* What you will do
Retype the whole listing, please, keeping every line exact and dropping the pictures.

* Entries

[Start]

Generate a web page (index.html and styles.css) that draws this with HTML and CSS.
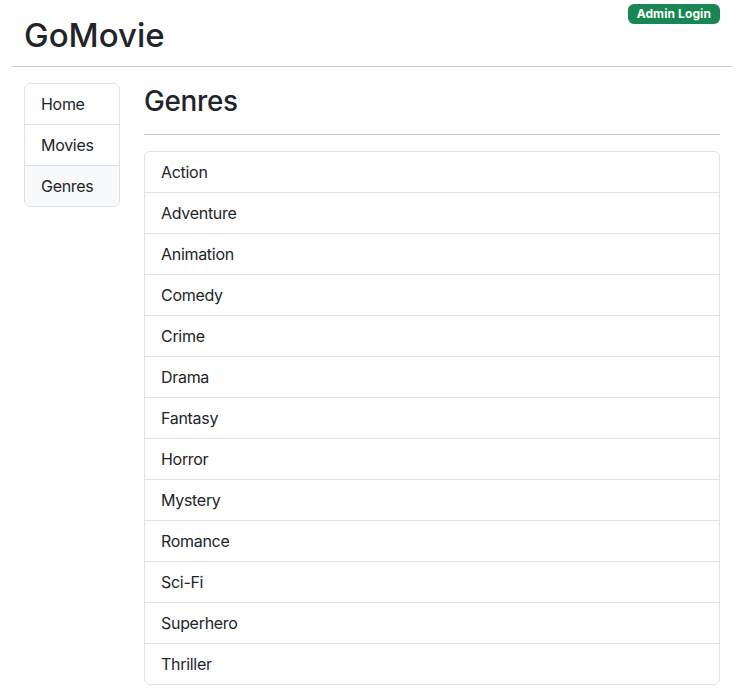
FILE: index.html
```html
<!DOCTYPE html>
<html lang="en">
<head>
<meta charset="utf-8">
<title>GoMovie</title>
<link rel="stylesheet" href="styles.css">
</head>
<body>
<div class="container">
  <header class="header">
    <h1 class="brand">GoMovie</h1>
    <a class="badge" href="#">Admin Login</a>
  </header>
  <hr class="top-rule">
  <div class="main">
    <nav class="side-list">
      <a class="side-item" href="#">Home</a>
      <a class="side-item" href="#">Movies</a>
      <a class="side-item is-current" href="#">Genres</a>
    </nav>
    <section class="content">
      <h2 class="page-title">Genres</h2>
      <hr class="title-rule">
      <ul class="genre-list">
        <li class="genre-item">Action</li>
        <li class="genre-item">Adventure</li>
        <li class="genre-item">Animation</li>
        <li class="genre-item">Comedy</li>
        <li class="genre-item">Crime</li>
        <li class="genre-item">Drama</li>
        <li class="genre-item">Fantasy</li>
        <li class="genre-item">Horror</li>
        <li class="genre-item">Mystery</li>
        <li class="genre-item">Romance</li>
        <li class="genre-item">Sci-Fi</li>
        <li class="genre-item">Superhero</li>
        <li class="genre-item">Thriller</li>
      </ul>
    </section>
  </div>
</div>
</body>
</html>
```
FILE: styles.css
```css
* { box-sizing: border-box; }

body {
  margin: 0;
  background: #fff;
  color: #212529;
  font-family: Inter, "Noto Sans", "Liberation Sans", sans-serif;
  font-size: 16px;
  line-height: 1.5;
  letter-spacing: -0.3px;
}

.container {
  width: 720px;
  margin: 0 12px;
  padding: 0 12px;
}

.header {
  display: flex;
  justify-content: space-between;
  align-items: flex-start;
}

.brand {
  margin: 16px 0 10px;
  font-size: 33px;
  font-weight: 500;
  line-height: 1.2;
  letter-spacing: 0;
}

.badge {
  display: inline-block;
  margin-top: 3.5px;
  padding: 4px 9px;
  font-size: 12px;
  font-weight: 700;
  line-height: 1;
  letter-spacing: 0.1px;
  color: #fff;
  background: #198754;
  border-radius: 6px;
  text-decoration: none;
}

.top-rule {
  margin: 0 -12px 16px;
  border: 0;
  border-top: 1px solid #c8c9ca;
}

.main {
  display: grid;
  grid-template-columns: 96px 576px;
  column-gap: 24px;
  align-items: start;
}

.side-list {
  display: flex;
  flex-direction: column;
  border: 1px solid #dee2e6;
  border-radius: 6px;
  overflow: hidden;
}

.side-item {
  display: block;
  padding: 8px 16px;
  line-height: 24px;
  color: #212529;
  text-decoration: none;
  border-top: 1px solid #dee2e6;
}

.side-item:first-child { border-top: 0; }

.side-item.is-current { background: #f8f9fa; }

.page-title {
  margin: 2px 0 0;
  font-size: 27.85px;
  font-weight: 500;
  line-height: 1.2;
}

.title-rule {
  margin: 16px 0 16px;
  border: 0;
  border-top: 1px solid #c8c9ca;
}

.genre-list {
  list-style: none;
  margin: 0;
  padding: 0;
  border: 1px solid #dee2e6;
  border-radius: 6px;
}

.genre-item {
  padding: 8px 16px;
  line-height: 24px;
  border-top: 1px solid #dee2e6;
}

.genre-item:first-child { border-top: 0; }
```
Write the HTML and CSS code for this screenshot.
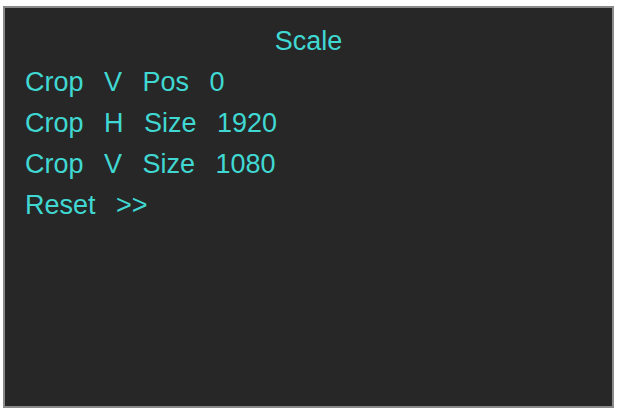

[End]

* Response
Generate a web page (index.html and styles.css) that draws this with HTML and CSS.
FILE: index.html
```html
<!DOCTYPE html>
<html lang="en">
<head>
<meta charset="utf-8">
<title>GoMovie</title>
<link rel="stylesheet" href="styles.css">
</head>
<body>
<div class="container">
  <header class="header">
    <h1 class="brand">GoMovie</h1>
    <a class="badge" href="#">Admin Login</a>
  </header>
  <hr class="top-rule">
  <div class="main">
    <nav class="side-list">
      <a class="side-item" href="#">Home</a>
      <a class="side-item" href="#">Movies</a>
      <a class="side-item is-current" href="#">Genres</a>
    </nav>
    <section class="content">
      <h2 class="page-title">Genres</h2>
      <hr class="title-rule">
      <ul class="genre-list">
        <li class="genre-item">Action</li>
        <li class="genre-item">Adventure</li>
        <li class="genre-item">Animation</li>
        <li class="genre-item">Comedy</li>
        <li class="genre-item">Crime</li>
        <li class="genre-item">Drama</li>
        <li class="genre-item">Fantasy</li>
        <li class="genre-item">Horror</li>
        <li class="genre-item">Mystery</li>
        <li class="genre-item">Romance</li>
        <li class="genre-item">Sci-Fi</li>
        <li class="genre-item">Superhero</li>
        <li class="genre-item">Thriller</li>
      </ul>
    </section>
  </div>
</div>
</body>
</html>
```
FILE: styles.css
```css
* { box-sizing: border-box; }

body {
  margin: 0;
  background: #fff;
  color: #212529;
  font-family: Inter, "Noto Sans", "Liberation Sans", sans-serif;
  font-size: 16px;
  line-height: 1.5;
  letter-spacing: -0.3px;
}

.container {
  width: 720px;
  margin: 0 12px;
  padding: 0 12px;
}

.header {
  display: flex;
  justify-content: space-between;
  align-items: flex-start;
}

.brand {
  margin: 16px 0 10px;
  font-size: 33px;
  font-weight: 500;
  line-height: 1.2;
  letter-spacing: 0;
}

.badge {
  display: inline-block;
  margin-top: 3.5px;
  padding: 4px 9px;
  font-size: 12px;
  font-weight: 700;
  line-height: 1;
  letter-spacing: 0.1px;
  color: #fff;
  background: #198754;
  border-radius: 6px;
  text-decoration: none;
}

.top-rule {
  margin: 0 -12px 16px;
  border: 0;
  border-top: 1px solid #c8c9ca;
}

.main {
  display: grid;
  grid-template-columns: 96px 576px;
  column-gap: 24px;
  align-items: start;
}

.side-list {
  display: flex;
  flex-direction: column;
  border: 1px solid #dee2e6;
  border-radius: 6px;
  overflow: hidden;
}

.side-item {
  display: block;
  padding: 8px 16px;
  line-height: 24px;
  color: #212529;
  text-decoration: none;
  border-top: 1px solid #dee2e6;
}

.side-item:first-child { border-top: 0; }

.side-item.is-current { background: #f8f9fa; }

.page-title {
  margin: 2px 0 0;
  font-size: 27.85px;
  font-weight: 500;
  line-height: 1.2;
}

.title-rule {
  margin: 16px 0 16px;
  border: 0;
  border-top: 1px solid #c8c9ca;
}

.genre-list {
  list-style: none;
  margin: 0;
  padding: 0;
  border: 1px solid #dee2e6;
  border-radius: 6px;
}

.genre-item {
  padding: 8px 16px;
  line-height: 24px;
  border-top: 1px solid #dee2e6;
}

.genre-item:first-child { border-top: 0; }
```
Write the HTML and CSS code for this screenshot.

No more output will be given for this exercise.